House price growth moderated last year but prices are likely to continue rising in 2024, according to the latest analysis by property advisors DNG.

It recorded growth of just over 4% in the average price of a second hand home outside of the capital last year, a substantial reduction on the 7.6% growth recorded in the year to the end of 2022.

All regions of the country recorded growth in average residential property prices in the last year, according to DNG’s House Price Gauge (HPG).

The strongest growth was in the midwest region where DNG recorded average growth in prices of just under 5.5%, followed by the west, where growth registered at 4.7%, and the Border region at 4.6%.

The lowest rates of growth were recorded in the midlands and Dublin where price growth averaged at 3.6% and 1.8% respectively.
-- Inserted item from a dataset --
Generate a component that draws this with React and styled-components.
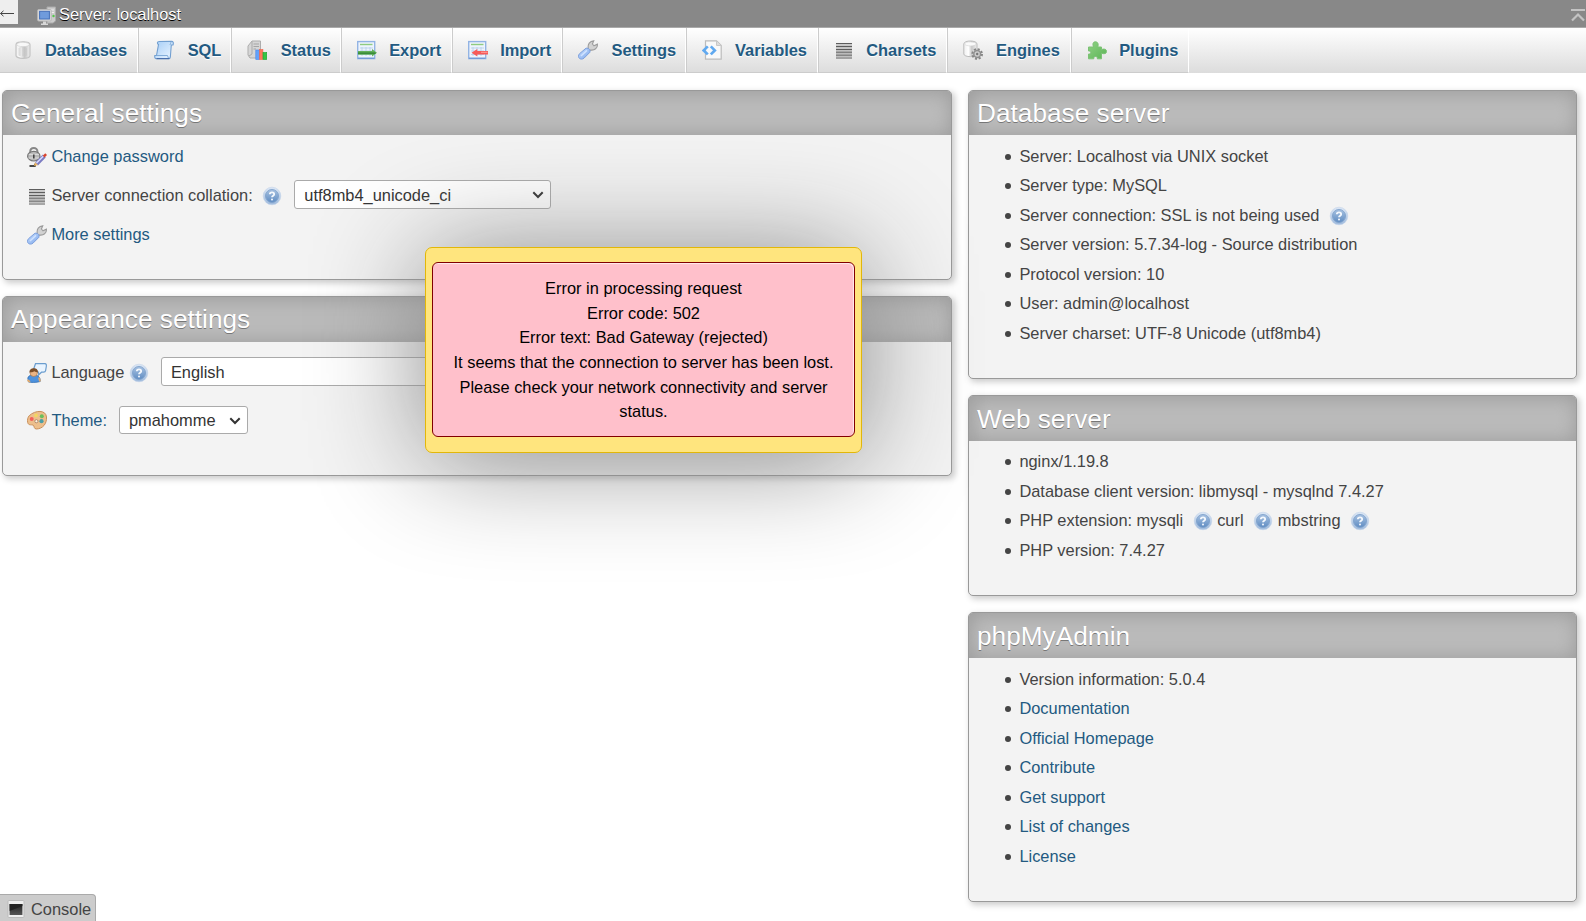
import React from 'react';
import styled, { createGlobalStyle } from 'styled-components';

const GlobalStyle = createGlobalStyle`
  * { box-sizing: border-box; }
  html, body { margin: 0; padding: 0; background: #fff; overflow: hidden; }
  body {
    font: 16.4px/24.6px "Liberation Sans", Arial, Helvetica, sans-serif;
    color: #444;
  }
`;

const Page = styled.div`
  position: relative;
  height: 921px;
  overflow: hidden;
`;

const ServerBar = styled.header`
  display: flex;
  align-items: flex-start;
  height: 28px;
  background: #888;
  border-bottom: 1px solid #aaa;
  color: #fff;
  text-shadow: 0 1px 0 #000;
`;

const BackButton = styled.div`
  width: 18px;
  height: 24px;
  background: #eee;
  margin-right: 19px;
  svg { display: block; }
`;

const Crumb = styled.div`
  display: flex;
  flex: 1;
  gap: 2px;
  padding-top: 2px;
  svg { margin-top: 4px; }
`;

const CollapseSlot = styled.div`
  padding: 8px 1px 0 0;
  svg { display: block; }
`;

const TabBar = styled.nav`
  display: flex;
  height: 45px;
  background: linear-gradient(#fff, #dcdcdc);
`;

const Tab = styled.a`
  display: flex;
  align-items: center;
  width: ${(p) => p.$w}px;
  height: 45px;
  padding: 0 0 1px ${(p) => (p.$first ? 13 : 15)}px;
  border-left: ${(p) => (p.$first ? 0 : 1)}px solid #ccc;
  border-right: 1px solid #fff;
  border-bottom: 1px solid #ccc;
  gap: ${(p) => p.$gap}px;
  color: #235a81;
  font-weight: bold;
  text-shadow: 0 1px 0 #fff;
  svg { flex: none; }
  span { padding-top: 2px; }
`;

const Columns = styled.main`
  display: grid;
  grid-template-columns: 950px 609px;
  column-gap: 16px;
  align-items: start;
  padding: 17px 9px 0 2px;
`;

const Column = styled.div`
  display: flex;
  flex-direction: column;
  gap: 16px;
`;

const Panel = styled.section`
  height: ${(p) => p.$h}px;
  background: #f3f3f3;
  border: 1px solid #999;
  border-radius: 5px;
  box-shadow: 2.5px 2.5px 6px #ccc;
  overflow: hidden;
`;

const PanelTitle = styled.h2`
  margin: 0;
  height: ${(p) => (p.$tall ? 45 : 44)}px;
  padding: ${(p) => p.$drop || 0}px 8px 0;
  background: #bbb;
  color: #fff;
  font-size: 26.24px;
  line-height: 44px;
  font-weight: normal;
  text-shadow: 0 1px 0 #777;
  box-shadow: 1px 1px 19px #999 inset;
`;

const BulletList = styled.ul`
  margin: ${(p) => p.$top}px 0 0;
  padding: 0 0 0 50.4px;
  list-style: none;
`;

const Bullet = styled.li`
  height: 29.52px;
  white-space: pre;
  &::before {
    content: '';
    display: inline-block;
    width: 6px;
    height: 6px;
    margin: 0 8.4px 0 -14.4px;
    border-radius: 50%;
    background: #444;
    vertical-align: 2px;
  }
`;

const Link = styled.a`
  color: #235a81;
`;

const SettingRows = styled.div`
  display: flex;
  flex-direction: column;
  padding-left: 24px;
  padding-top: ${(p) => p.$top}px;
  gap: ${(p) => p.$gap}px;
`;

const SettingRow = styled.div`
  display: flex;
  align-items: center;
  height: ${(p) => p.$h || 29}px;
  svg { flex: none; }
`;

const Label = styled.span`
  margin: 0 ${(p) => p.$after || 0}px 0 4.4px;
  color: ${(p) => (p.$link ? '#235a81' : '#444')};
`;

const SelectBox = styled.div`
  display: flex;
  align-items: center;
  justify-content: space-between;
  width: ${(p) => p.$w}px;
  height: ${(p) => p.$h || 29}px;
  margin: 0 0 ${(p) => p.$lift || 0}px ${(p) => p.$ml}px;
  padding: 1px 6px 0 9px;
  background: #fff;
  border: 1px solid #aaa;
  border-radius: 3px;
  color: #333;
`;

const InlineHelp = styled.span`
  svg { vertical-align: -5px; margin-left: 5px; }
`;

const Notification = styled.div`
  position: absolute;
  left: 425px;
  top: 247px;
  width: 437px;
  height: 206px;
  padding: 14px 6px;
  background: #ffe57e;
  border: 1px solid #e2b709;
  border-radius: 7px;
  box-shadow: 0 6px 112px #888;
`;

const ErrorBox = styled.div`
  height: 175px;
  padding: 13.3px 15px;
  background: pink;
  border: 1px solid maroon;
  border-radius: 6px;
  box-shadow: inset -1px 1px 1px rgba(255, 255, 255, 0.7);
  color: #000;
  text-align: center;
`;

const ConsoleTab = styled.div`
  position: absolute;
  left: 0;
  bottom: 0;
  display: flex;
  align-items: center;
  gap: 5px;
  width: 96px;
  height: 27px;
  padding: 2px 0 0 6px;
  background: #ccc;
  border: 1px solid #aaa;
  border-left: 0;
  border-bottom: 0;
  border-radius: 0 4px 0 0;
`;

const Svg = ({ children }) => (
  <svg width="20" height="20" viewBox="0 0 20 20">{children}</svg>
);

const Defs = styled.svg`
  position: absolute;
`;

const Gradients = () => (
  <Defs width="0" height="0">
    <defs>
      <linearGradient id="metal"><stop offset="0" stopColor="#eee" /><stop offset=".35" stopColor="#fff" /><stop offset=".6" stopColor="#c8c8c8" /><stop offset="1" stopColor="#eee" /></linearGradient>
      <linearGradient id="sky" x2="1" y2="1"><stop offset="0" stopColor="#a5cdf7" /><stop offset="1" stopColor="#ecf6ff" /></linearGradient>
      <linearGradient id="help" x2="0" y2="1"><stop offset="0" stopColor="#a9c3e2" /><stop offset="1" stopColor="#5f8cc2" /></linearGradient>
      <linearGradient id="helpRing" x2="0" y2="1"><stop offset="0" stopColor="#dce7f5" /><stop offset="1" stopColor="#9db9dc" /></linearGradient>
      <linearGradient id="handle" x2="1" y2="1"><stop offset="0" stopColor="#c4dcff" /><stop offset="1" stopColor="#7fa8ea" /></linearGradient>
      <linearGradient id="screen" x2="0" y2="1"><stop offset="0" stopColor="#222" /><stop offset="1" stopColor="#555" /></linearGradient>
      <linearGradient id="puzzle" x2="1" y2="1"><stop offset="0" stopColor="#8fd184" /><stop offset="1" stopColor="#5cb556" /></linearGradient>
    </defs>
  </Defs>
);

const DatabaseIcon = () => (
  <Svg>
    <path d="M3 4.5C3 .8 17 .8 17 4.5V15.5C17 19.2 3 19.2 3 15.5Z" fill="url(#metal)" stroke="#c4c4c4" strokeWidth="1.2" />
    <ellipse cx="10" cy="4.5" rx="6.2" ry="2.2" fill="#f8f8f8" stroke="#ccc" strokeWidth=".6" />
    <path d="M5.5 8.5C5.5 6 14 6 14 8.5V15C14 17 5.5 17 5.5 15Z" fill="#c4c4c4" opacity=".55" />
    <path d="M8.3 7.5v9" stroke="#e8e8e8" strokeWidth="1.4" />
  </Svg>
);

const ScrollIcon = () => (
  <Svg>
    <path d="M5 1.5C3 1.5 3 4 4.5 4.5L2.5 15.5H.8C.5 18 1.2 18.8 2.4 18.8H15C16.5 18.8 16.5 16.5 16.5 15L17.3 5H19C19.8 2.5 19 1.2 17.6 1.2Z" fill="url(#sky)" stroke="#729fd0" strokeWidth="1.1" />
    <path d="M15.8 5C16.5 4.5 16.6 2.2 17.6 1.5M2.5 15.5H13.5L14.5 18.3" fill="none" stroke="#83add9" />
    <path d="M2.5 18.6H15.3" stroke="#476caa" strokeWidth="1.1" />
  </Svg>
);

const StatusIcon = () => (
  <Svg>
    <path d="M1 6L5 1H13.5V14L9 18H3L1 15Z" fill="#d6d6d6" stroke="#adadad" />
    <path d="M5 1.5V14L2 16" fill="none" stroke="#aaa" />
    <path d="M6.5 4H12M6.5 6.5H12M6.5 9H9" stroke="#a5a5a5" />
    <rect x="8.8" y="10" width="3.6" height="9.5" fill="#63a1fb" stroke="#4687ec" strokeWidth=".6" />
    <rect x="12.5" y="9.5" width="3.4" height="10" fill="#ff785c" stroke="#f0664c" strokeWidth=".6" />
    <rect x="16" y="12.5" width="3.7" height="7" fill="#35c544" stroke="#16a529" strokeWidth=".6" />
  </Svg>
);

const SheetBase = () => (
  <>
    <rect x=".7" y="1.6" width="17" height="17" fill="#edf4fc" stroke="#93b4e4" strokeWidth="1.4" />
    <path d="M3 4.5H15.5" stroke="#8fcb80" strokeWidth="1.4" />
    <path d="M3 8H16M3 11H16M3 14.5H16M5 7V16M9 7V16M13 7V16" stroke="#b4cdea" strokeWidth=".8" />
    <path d="M1 18.2H17.5" stroke="#6d95d3" strokeWidth="1.2" />
  </>
);

const ExportIcon = () => (
  <Svg>
    <SheetBase />
    <path d="M1 11H15V9L20 12.8L15 16.5V14.7H1Z" fill="#62b05a" />
    <path d="M1 13.2H18.5" stroke="#3a8c3a" strokeWidth="1.6" />
  </Svg>
);

const ImportIcon = () => (
  <Svg>
    <SheetBase />
    <path d="M20 11V14.5H9.3V16.5L3.5 12.8L9.3 9V11Z" fill="#f75b58" />
    <path d="M13 12.3H19.5" stroke="#ff9e9b" strokeWidth="1" />
  </Svg>
);

const WrenchIcon = () => (
  <Svg>
    <path d="M10.3 8.2C9.5 4.5 11.8 1 15.8 .7L14.4 4L16 5.8L19.4 4.2C19.8 8 16.5 10.7 12.5 10L10.8 11.2L9 9.4Z" fill="#d2d2d2" stroke="#9c9c9c" strokeWidth="1.1" />
    <path d="M1.5 13.7L8 8.2C10.8 7.8 12.8 9.8 11.8 12.4L6.2 18C2.8 21-1.6 17.4 1.5 13.7Z" fill="url(#handle)" stroke="#7c9fdc" strokeWidth="1" />
    <path d="M3 16L9 10.4" stroke="#cfe2ff" strokeWidth="1.6" />
  </Svg>
);

const VariablesIcon = () => (
  <Svg>
    <path d="M3.5 .8H14.5L19.2 5.5V19.2H3.5Z" fill="#f9f9f9" stroke="#bcbcbc" strokeWidth="1.2" />
    <path d="M14.5 1V5.5H19" fill="#ddd" stroke="#c8c8c8" />
    <path d="M5.8 6.4L1.7 10.4L5.8 14.4M8.8 6.4L12.8 10.4L8.8 14.4" fill="none" stroke="#60a9f0" strokeWidth="2.7" />
  </Svg>
);

const LinesIcon = () => (
  <Svg>
    <path d="M2 3.5H18M2 6.4H18M2 9.3H18M2 12.2H18M2 15.1H18M2 18H18" stroke="#5d5d5d" strokeWidth="1.2" />
    <path d="M2 4.8H18M2 7.7H18M2 10.6H18M2 13.5H18M2 16.4H18" stroke="#bbb" strokeWidth="1" />
  </Svg>
);

const EnginesIcon = () => (
  <Svg>
    <path d="M.8 4C.8 0 14 0 14 4V14C14 17.5 .8 17.5 .8 14Z" fill="url(#metal)" stroke="#bcbcbc" />
    <ellipse cx="7.4" cy="3.9" rx="5.8" ry="2" fill="#fafafa" stroke="#ccc" strokeWidth=".5" />
    <circle cx="14.2" cy="14" r="4.8" fill="none" stroke="#858585" strokeWidth="2" strokeDasharray="2.1 1.65" />
    <circle cx="14.2" cy="14" r="3.4" fill="#ccc" stroke="#909090" strokeWidth="1.5" />
    <circle cx="14.2" cy="14" r="1.2" fill="#777" />
  </Svg>
);

const PluginIcon = () => (
  <Svg>
    <path d="M1.5 7H6.5C5.3 4 6 1.8 8.4 1.8S11.8 4 10.8 7H14.5V9.5C17.5 8.5 19.5 9.2 19.5 11.5S17.2 14.2 14.5 13.2V18.8H10.3C11 15.8 6.3 15.5 6.8 18.8H1.5V14C4.5 14.5 4.5 10.5 1.5 11Z" fill="url(#puzzle)" stroke="#7cc275" />
  </Svg>
);

const ServerIcon = () => (
  <Svg>
    <path d="M10 1H18.5V15L16 17H10Z" fill="#ccc" stroke="#aaa" />
    <path d="M12 4H17M12 6.5H17" stroke="#eee" />
    <circle cx="16.5" cy="10" r="1.2" fill="#54c64c" />
    <rect x=".7" y="3.5" width="13.5" height="11.5" rx="1" fill="#ddd" stroke="#b8b8b8" />
    <rect x="2.6" y="5.3" width="9.8" height="7.7" fill="#6f9bdc" stroke="#4470ba" />
    <path d="M6 15.5H9V17.5H11V19H4V17.5H6Z" fill="#d8d8d8" />
  </Svg>
);

const PasswordIcon = () => (
  <Svg>
    <path d="M3.2 6V5C3.2-.2 10.5-.2 10.5 5V6" fill="none" stroke="#888" strokeWidth="2" />
    <ellipse cx="6.8" cy="9.2" rx="6.2" ry="4.8" fill="#b9b9b9" stroke="#777" strokeWidth="1.2" />
    <path d="M1.8 7.4H12M1.5 11H12" stroke="#ddd" strokeWidth="1" />
    <path d="M6.8 7.5V11.5" stroke="#444" strokeWidth="1.6" />
    <path d="M2.5 19H8V16.8" fill="none" stroke="#111" strokeWidth="1.4" />
    <path d="M9.5 17L17.3 9" stroke="#7b7bc2" strokeWidth="4" />
    <path d="M9.5 16L16.5 9" stroke="#d8dcff" strokeWidth="1.5" />
    <path d="M17 7.5L18.8 9.3" stroke="#d8462f" strokeWidth="3.4" />
    <path d="M7 19L8 15.3L11 18Z" fill="#efb764" />
  </Svg>
);

const LanguageIcon = () => (
  <Svg>
    <path d="M8.5 .7H18C19.3 .7 19.5 2 19.3 3.5L18.6 7.6C18.4 8.8 17.5 9.2 16.5 9.2H14.5L11.5 12V9H9C7 9 6.5 7.5 7 5Z" fill="#e9f4ff" stroke="#6b9dce" strokeWidth="1.2" />
    <path d="M.8 15C1.5 12.4 4 12 7 12C11 12 13.5 14 13.2 18.5C9 19.8 4 19.5 1.5 19Z" fill="#4d92de" stroke="#326fb3" strokeWidth=".8" />
    <circle cx="6.7" cy="9.8" r="3.7" fill="#eab586" stroke="#a47144" strokeWidth=".6" />
    <path d="M2.5 9.5C1.8 4 11.8 3.8 10.9 9.5C9.5 9.2 8.4 9 7.5 8.2C6 9.2 4.2 9.2 2.5 9.5Z" fill="#7b4e29" />
    <path d="M.5 17L3 19M12 14.5L13 18.5" stroke="#e5aa6a" strokeWidth="1.8" />
  </Svg>
);

const PaletteIcon = () => (
  <Svg>
    <path d="M2.2 5.7C8.5-.2 19-.2 19.5 7C20 14 15.5 18.8 9.5 19C6.7 19 7.5 16.2 6.2 15.2C4.5 14.3 1.5 15.8 .7 12.5C.2 10 .7 7.5 2.2 5.7Z" fill="#edbf8c" stroke="#c98f5a" />
    <circle cx="4.7" cy="9" r="2" fill="#f4605a" />
    <circle cx="9" cy="5.4" r="1.8" fill="#f2d860" />
    <circle cx="14.8" cy="6.3" r="2" fill="#6abf5c" />
    <circle cx="14.5" cy="11.2" r="2.1" fill="#4b9fa8" />
    <circle cx="9.4" cy="11.2" r="1.6" fill="#fff3e3" stroke="#a98263" strokeWidth=".9" />
  </Svg>
);

const HelpIcon = () => (
  <Svg>
    <circle cx="10" cy="10" r="8.8" fill="url(#helpRing)" stroke="#c3d4ea" strokeWidth=".6" />
    <circle cx="10" cy="10" r="6.5" fill="url(#help)" stroke="#7fa1cc" strokeWidth=".9" />
    <path d="M7.8 8.2C7.9 5.7 12.2 5.7 12.2 8.2C12.2 9.7 10 9.7 10 11.3" fill="none" stroke="#f4f8fd" strokeWidth="1.8" />
    <circle cx="10" cy="13.5" r="1" fill="#f4f8fd" />
  </Svg>
);

const ConsoleIcon = () => (
  <Svg>
    <rect x="2" y="1.5" width="16" height="17" rx="1" fill="#eee" stroke="#bbb" />
    <rect x="3.6" y="5" width="12.8" height="11" fill="url(#screen)" />
    <path d="M3.6 5V12L16.4 7V5Z" fill="#222" />
  </Svg>
);

const Chevron = () => (
  <svg width="12" height="8" viewBox="0 0 12 8">
    <path d="M1.3 1.3L6 6L10.7 1.3" fill="none" stroke="#333" strokeWidth="2" />
  </svg>
);

// name, cell width, space between icon and label, icon
const TABS = [
  ['Databases', 138, 12, DatabaseIcon],
  ['SQL', 93, 13.7, ScrollIcon],
  ['Status', 110, 13.7, StatusIcon],
  ['Export', 111, 12.2, ExportIcon],
  ['Import', 110, 12.2, ImportIcon],
  ['Settings', 124, 13.5, WrenchIcon],
  ['Variables', 132, 13, VariablesIcon],
  ['Charsets', 129, 12.2, LinesIcon],
  ['Engines', 124, 13, EnginesIcon],
  ['Plugins', 118, 12.2, PluginIcon],
];

const PMA_LINKS = ['Documentation', 'Official Homepage', 'Contribute', 'Get support', 'List of changes', 'License'];

export default function App() {
  return (
    <Page>
      <GlobalStyle />
      <Gradients />
      <ServerBar>
        <BackButton>
          <svg width="18" height="24" viewBox="0 0 18 24">
            <path d="M14 13.5H.5M3.5 10.8L.5 13.5L3.5 16.2" fill="none" stroke="#444" strokeWidth="1" />
          </svg>
        </BackButton>
        <Crumb><ServerIcon /><span>Server: localhost</span></Crumb>
        <CollapseSlot>
          <svg width="14" height="14" viewBox="0 0 14 14">
            <path d="M0 2H14M1 12.5L7 6.5L13 12.5" fill="none" stroke="#c3c3c3" strokeWidth="2.2" />
          </svg>
        </CollapseSlot>
      </ServerBar>
      <TabBar>
        {TABS.map(([name, w, gap, Icon], i) => (
          <Tab key={name} $w={w} $gap={gap} $first={i === 0}><Icon /><span>{name}</span></Tab>
        ))}
      </TabBar>
      <Columns>
        <Column>
          <Panel $h={190}>
            <PanelTitle>General settings</PanelTitle>
            <SettingRows $top={7} $gap={10}>
              <SettingRow><PasswordIcon /><Label $link>Change password</Label></SettingRow>
              <SettingRow>
                <LinesIcon />
                <Label $after={9.6}>Server connection collation:</Label>
                <HelpIcon />
                <SelectBox $w={257} $ml={12} $lift={2}>utf8mb4_unicode_ci<Chevron /></SelectBox>
              </SettingRow>
              <SettingRow><WrenchIcon /><Label $link>More settings</Label></SettingRow>
            </SettingRows>
          </Panel>
          <Panel $h={180}>
            <PanelTitle $tall>Appearance settings</PanelTitle>
            <SettingRows $top={16} $gap={19}>
              <SettingRow>
                <LanguageIcon />
                <Label $after={4.6}>Language</Label>
                <HelpIcon />
                <SelectBox $w={400} $ml={12} $lift={2}>English<Chevron /></SelectBox>
              </SettingRow>
              <SettingRow $h={28}>
                <PaletteIcon />
                <Label $link>Theme:</Label>
                <SelectBox $w={129} $h={28} $ml={12}>pmahomme<Chevron /></SelectBox>
              </SettingRow>
            </SettingRows>
          </Panel>
        </Column>
        <Column>
          <Panel $h={289}>
            <PanelTitle>Database server</PanelTitle>
            <BulletList $top={8.9}>
              <Bullet>Server: Localhost via UNIX socket</Bullet>
              <Bullet>Server type: MySQL</Bullet>
              <Bullet>Server connection: SSL is not being used <InlineHelp><HelpIcon /></InlineHelp></Bullet>
              <Bullet>Server version: 5.7.34-log - Source distribution</Bullet>
              <Bullet>Protocol version: 10</Bullet>
              <Bullet>User: admin@localhost</Bullet>
              <Bullet>Server charset: UTF-8 Unicode (utf8mb4)</Bullet>
            </BulletList>
          </Panel>
          <Panel $h={201}>
            <PanelTitle $tall $drop={1}>Web server</PanelTitle>
            <BulletList $top={8.4}>
              <Bullet>nginx/1.19.8</Bullet>
              <Bullet>Database client version: libmysql - mysqlnd 7.4.27</Bullet>
              <Bullet>
                PHP extension: mysqli <InlineHelp><HelpIcon /></InlineHelp> curl <InlineHelp><HelpIcon /></InlineHelp> mbstring <InlineHelp><HelpIcon /></InlineHelp>
              </Bullet>
              <Bullet>PHP version: 7.4.27</Bullet>
            </BulletList>
          </Panel>
          <Panel $h={290}>
            <PanelTitle $tall $drop={1}>phpMyAdmin</PanelTitle>
            <BulletList $top={8.9}>
              <Bullet>Version information: 5.0.4</Bullet>
              {PMA_LINKS.map((t) => <Bullet key={t}><Link>{t}</Link></Bullet>)}
            </BulletList>
          </Panel>
        </Column>
      </Columns>
      <Notification>
        <ErrorBox>
          Error in processing request<br />
          Error code: 502<br />
          Error text: Bad Gateway (rejected)<br />
          It seems that the connection to server has been lost. Please check your network connectivity and server status.
        </ErrorBox>
      </Notification>
      <ConsoleTab><ConsoleIcon />Console</ConsoleTab>
    </Page>
  );
}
Dublin continues to have the most expensive properties where the average price of a resale property now stands at €531,773 compared to €514,998 at the end of 2022.

“Price growth surprised on the upside somewhat in the second half of last year in the Dublin market however, with the DNG HPG recording an increase in the average price of a second hand home of 3.3% in the six months to December 2023,” the report noted.

Outside of the capital, the highest average price was found in the mideast (€390,112) followed by the southwest (€314,016).

At a national level, and excluding Dublin, the average price of a second hand home now stands at €264,772, according to the report.

DNG forecasts further moderate growth in prices both in Dublin and nationally, with regional price gains again set to outstrip those in the capital.

With a continued market imbalance between supply and demand, the agents are forecasting an average uplift in regional markets of 4% this year while price growth in Dublin will more likely be in ‘low single digits’ again.

“2023 was not without its challenges, however the continued accommodation crisis and the shortage of homes available to purchase, meant that prices rose marginally last year,” Paul Murgatroyd, DNG’s Director of Research said.

“Looking ahead, positive demographic trends, the prospect of falling interest rates and a solid economic backdrop all point towards another year of low but positive price inflation in the residential market,” he said.

DNG Chief Executive Keith Lowe said stronger than anticipated price growth in the latter part of last year meant that the annual rate of house price inflation remained in positive territory for the year as a whole.

“However, the rate of growth was moderate and more sustainable than the market has seen in recent years, and this is undoubtedly welcome news for both buyers and sellers alike,” he said.